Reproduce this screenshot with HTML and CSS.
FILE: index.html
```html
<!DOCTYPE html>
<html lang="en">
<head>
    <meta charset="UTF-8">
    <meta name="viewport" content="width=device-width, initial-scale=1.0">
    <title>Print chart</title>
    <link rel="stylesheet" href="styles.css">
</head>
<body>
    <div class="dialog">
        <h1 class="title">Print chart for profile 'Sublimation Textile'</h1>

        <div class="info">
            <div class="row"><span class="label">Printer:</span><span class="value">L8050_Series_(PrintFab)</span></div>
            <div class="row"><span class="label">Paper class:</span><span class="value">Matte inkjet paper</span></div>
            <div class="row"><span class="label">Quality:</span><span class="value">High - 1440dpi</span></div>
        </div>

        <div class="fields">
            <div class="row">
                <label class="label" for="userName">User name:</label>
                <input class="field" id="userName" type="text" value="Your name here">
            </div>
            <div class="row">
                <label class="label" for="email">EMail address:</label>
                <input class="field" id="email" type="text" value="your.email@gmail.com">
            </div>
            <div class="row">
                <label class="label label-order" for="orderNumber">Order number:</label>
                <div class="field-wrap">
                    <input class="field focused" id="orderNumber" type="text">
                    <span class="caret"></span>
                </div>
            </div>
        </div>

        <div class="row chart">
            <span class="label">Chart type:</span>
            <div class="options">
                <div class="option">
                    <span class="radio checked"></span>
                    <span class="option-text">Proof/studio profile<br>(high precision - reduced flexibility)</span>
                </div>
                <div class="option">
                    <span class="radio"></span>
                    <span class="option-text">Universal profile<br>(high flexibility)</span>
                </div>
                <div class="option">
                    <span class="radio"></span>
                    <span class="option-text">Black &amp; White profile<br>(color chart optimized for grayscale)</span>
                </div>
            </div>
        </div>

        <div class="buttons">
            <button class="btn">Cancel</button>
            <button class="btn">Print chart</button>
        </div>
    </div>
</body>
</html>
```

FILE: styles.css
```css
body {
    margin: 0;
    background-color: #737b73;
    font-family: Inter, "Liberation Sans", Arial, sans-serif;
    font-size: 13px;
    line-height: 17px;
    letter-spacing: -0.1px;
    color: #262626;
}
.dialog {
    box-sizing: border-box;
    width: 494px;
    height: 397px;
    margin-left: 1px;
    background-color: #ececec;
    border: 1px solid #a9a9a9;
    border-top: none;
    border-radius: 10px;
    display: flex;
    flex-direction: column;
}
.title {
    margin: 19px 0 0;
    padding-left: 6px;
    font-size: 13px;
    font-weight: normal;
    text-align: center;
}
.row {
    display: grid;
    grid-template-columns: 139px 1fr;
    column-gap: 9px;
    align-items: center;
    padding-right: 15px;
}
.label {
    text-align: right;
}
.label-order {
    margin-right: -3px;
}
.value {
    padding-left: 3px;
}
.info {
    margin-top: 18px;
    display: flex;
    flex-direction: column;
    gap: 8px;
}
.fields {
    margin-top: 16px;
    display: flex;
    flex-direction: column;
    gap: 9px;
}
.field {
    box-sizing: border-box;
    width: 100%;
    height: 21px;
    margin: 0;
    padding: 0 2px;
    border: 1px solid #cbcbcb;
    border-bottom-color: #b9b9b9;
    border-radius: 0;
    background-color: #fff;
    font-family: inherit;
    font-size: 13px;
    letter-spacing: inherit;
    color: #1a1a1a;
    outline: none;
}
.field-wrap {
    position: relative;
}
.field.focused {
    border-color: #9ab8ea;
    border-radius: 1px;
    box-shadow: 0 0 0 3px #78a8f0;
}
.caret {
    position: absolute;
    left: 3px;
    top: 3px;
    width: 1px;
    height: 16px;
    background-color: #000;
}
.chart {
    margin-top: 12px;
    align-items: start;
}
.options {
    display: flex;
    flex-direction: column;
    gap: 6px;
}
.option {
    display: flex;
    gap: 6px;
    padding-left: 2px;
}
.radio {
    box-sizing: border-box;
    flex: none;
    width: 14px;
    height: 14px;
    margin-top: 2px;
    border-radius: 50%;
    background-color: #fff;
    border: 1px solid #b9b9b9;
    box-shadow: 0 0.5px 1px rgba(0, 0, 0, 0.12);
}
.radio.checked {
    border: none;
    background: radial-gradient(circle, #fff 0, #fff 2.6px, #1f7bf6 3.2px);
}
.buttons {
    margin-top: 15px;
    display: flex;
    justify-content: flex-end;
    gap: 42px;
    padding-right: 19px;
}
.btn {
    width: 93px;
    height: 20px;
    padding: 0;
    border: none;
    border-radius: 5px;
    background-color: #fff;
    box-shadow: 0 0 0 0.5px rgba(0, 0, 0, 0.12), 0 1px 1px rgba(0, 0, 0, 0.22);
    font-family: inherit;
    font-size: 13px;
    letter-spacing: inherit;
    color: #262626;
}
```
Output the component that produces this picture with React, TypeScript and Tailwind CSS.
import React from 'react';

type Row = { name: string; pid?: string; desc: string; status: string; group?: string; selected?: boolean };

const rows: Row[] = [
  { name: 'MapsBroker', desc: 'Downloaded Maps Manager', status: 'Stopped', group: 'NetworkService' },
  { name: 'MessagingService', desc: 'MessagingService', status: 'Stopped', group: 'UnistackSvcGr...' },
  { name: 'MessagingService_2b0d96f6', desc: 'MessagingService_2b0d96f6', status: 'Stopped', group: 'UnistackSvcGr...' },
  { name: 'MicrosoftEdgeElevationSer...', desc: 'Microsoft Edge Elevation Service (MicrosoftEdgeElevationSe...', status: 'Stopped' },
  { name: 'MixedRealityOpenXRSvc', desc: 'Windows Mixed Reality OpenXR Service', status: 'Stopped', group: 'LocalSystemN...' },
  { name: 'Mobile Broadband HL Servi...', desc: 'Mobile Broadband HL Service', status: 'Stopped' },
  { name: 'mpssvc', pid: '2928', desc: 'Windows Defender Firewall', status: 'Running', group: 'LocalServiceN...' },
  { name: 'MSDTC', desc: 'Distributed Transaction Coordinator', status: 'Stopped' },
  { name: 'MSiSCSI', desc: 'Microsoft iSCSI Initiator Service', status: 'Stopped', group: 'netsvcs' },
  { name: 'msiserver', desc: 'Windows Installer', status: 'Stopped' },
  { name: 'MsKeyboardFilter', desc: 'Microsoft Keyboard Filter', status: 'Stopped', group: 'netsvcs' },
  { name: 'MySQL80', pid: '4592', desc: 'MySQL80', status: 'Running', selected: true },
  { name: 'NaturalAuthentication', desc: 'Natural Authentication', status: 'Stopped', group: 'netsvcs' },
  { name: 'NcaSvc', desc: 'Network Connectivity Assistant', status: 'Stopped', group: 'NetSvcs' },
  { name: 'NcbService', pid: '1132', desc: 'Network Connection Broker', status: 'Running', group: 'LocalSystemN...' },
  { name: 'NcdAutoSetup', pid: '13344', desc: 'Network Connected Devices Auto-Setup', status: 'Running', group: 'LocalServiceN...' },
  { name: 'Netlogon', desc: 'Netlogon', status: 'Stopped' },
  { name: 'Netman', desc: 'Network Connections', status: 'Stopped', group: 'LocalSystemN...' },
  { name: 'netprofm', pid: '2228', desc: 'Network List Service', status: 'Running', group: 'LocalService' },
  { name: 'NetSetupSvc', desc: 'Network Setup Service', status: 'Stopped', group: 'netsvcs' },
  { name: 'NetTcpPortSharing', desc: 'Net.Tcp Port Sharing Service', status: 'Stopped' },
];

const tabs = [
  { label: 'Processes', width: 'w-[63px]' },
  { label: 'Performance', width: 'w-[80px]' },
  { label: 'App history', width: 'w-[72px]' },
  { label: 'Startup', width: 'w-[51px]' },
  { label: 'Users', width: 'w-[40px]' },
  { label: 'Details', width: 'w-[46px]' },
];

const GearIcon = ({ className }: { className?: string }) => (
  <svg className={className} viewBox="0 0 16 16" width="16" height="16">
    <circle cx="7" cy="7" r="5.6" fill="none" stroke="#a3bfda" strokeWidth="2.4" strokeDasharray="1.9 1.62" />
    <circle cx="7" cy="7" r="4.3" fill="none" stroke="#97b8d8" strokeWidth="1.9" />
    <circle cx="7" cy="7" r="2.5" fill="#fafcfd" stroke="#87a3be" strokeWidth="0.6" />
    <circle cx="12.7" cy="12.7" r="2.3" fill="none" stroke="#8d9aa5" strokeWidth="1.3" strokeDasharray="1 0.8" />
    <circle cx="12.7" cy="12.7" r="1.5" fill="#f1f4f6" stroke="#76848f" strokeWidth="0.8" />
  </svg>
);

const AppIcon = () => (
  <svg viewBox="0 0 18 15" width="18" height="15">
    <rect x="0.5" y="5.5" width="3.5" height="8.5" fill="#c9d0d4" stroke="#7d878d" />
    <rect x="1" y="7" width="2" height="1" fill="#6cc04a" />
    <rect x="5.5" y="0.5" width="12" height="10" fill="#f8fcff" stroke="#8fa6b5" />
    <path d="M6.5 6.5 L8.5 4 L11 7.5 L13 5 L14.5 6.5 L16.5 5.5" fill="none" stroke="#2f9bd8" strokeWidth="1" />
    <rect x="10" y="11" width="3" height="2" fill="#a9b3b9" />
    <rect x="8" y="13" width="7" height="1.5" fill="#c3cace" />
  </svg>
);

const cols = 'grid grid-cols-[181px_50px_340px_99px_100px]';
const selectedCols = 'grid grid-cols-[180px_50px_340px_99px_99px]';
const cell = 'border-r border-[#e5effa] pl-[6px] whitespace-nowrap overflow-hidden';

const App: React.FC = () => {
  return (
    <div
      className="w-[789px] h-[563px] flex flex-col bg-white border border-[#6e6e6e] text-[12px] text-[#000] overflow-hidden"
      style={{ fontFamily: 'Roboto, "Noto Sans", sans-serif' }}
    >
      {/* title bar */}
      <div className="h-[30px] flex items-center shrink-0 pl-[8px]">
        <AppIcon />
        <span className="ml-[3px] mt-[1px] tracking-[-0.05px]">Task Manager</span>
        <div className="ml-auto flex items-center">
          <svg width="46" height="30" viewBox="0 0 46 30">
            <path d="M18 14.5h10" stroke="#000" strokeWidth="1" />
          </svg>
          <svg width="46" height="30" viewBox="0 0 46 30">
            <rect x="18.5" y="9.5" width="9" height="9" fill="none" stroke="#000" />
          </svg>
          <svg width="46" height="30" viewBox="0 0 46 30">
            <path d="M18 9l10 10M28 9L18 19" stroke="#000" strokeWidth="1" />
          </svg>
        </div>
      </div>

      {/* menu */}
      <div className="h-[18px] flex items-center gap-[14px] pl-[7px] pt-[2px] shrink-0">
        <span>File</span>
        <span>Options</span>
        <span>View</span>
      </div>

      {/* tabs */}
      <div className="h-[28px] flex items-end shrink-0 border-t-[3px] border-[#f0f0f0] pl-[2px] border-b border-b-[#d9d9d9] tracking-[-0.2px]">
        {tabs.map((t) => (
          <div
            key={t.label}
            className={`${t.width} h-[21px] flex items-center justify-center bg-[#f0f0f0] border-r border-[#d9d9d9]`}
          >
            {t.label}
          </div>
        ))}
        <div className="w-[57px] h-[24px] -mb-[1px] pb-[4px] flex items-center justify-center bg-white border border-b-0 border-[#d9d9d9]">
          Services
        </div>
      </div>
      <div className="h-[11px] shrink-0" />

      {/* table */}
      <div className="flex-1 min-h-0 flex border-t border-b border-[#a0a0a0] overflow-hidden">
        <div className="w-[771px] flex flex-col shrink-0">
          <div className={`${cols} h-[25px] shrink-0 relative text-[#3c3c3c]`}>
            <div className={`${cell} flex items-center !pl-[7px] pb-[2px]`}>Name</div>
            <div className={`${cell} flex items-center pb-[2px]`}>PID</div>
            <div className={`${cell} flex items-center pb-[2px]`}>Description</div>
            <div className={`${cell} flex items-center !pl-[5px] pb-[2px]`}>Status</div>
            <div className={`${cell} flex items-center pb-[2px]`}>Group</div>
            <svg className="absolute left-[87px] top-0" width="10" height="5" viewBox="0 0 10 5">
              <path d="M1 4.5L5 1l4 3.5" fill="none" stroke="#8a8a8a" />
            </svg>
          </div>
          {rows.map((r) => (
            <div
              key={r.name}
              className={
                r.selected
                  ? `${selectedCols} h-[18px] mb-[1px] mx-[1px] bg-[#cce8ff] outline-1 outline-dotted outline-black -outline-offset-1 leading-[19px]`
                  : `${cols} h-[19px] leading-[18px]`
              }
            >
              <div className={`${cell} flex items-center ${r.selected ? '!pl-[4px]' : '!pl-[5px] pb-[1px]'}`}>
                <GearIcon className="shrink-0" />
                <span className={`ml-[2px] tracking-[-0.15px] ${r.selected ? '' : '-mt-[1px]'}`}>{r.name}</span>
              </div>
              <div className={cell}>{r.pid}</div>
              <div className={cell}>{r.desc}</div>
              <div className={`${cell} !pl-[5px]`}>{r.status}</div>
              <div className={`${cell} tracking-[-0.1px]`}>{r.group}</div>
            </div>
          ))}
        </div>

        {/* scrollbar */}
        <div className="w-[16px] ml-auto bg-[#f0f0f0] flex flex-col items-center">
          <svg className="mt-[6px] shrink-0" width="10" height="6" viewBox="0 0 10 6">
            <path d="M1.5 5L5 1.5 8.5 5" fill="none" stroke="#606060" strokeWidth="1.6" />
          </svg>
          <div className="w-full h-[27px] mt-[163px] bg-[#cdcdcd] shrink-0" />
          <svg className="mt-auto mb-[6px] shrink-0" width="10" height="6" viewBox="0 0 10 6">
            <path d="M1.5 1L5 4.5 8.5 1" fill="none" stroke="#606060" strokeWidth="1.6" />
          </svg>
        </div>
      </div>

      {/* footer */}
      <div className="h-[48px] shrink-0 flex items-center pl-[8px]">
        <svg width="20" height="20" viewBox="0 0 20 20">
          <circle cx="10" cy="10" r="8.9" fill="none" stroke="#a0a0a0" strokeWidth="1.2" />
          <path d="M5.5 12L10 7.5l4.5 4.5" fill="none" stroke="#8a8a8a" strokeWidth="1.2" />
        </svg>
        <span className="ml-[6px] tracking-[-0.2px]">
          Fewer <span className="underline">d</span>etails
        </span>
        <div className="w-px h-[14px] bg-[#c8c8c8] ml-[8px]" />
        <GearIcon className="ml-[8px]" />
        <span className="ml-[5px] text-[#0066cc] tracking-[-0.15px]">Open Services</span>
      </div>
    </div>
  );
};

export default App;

What is needed >> Reproduce, without alteration, solely the lines beginning at the line that includes "Output the component" and ending at the line that includes "string; pid?: string;", both lines included.

Solution for this problem >>
Output the component that produces this picture with React, TypeScript and Tailwind CSS.
import React from 'react';

type Row = { name: string; pid?: string; desc: string; status: string; group?: string; selected?: boolean };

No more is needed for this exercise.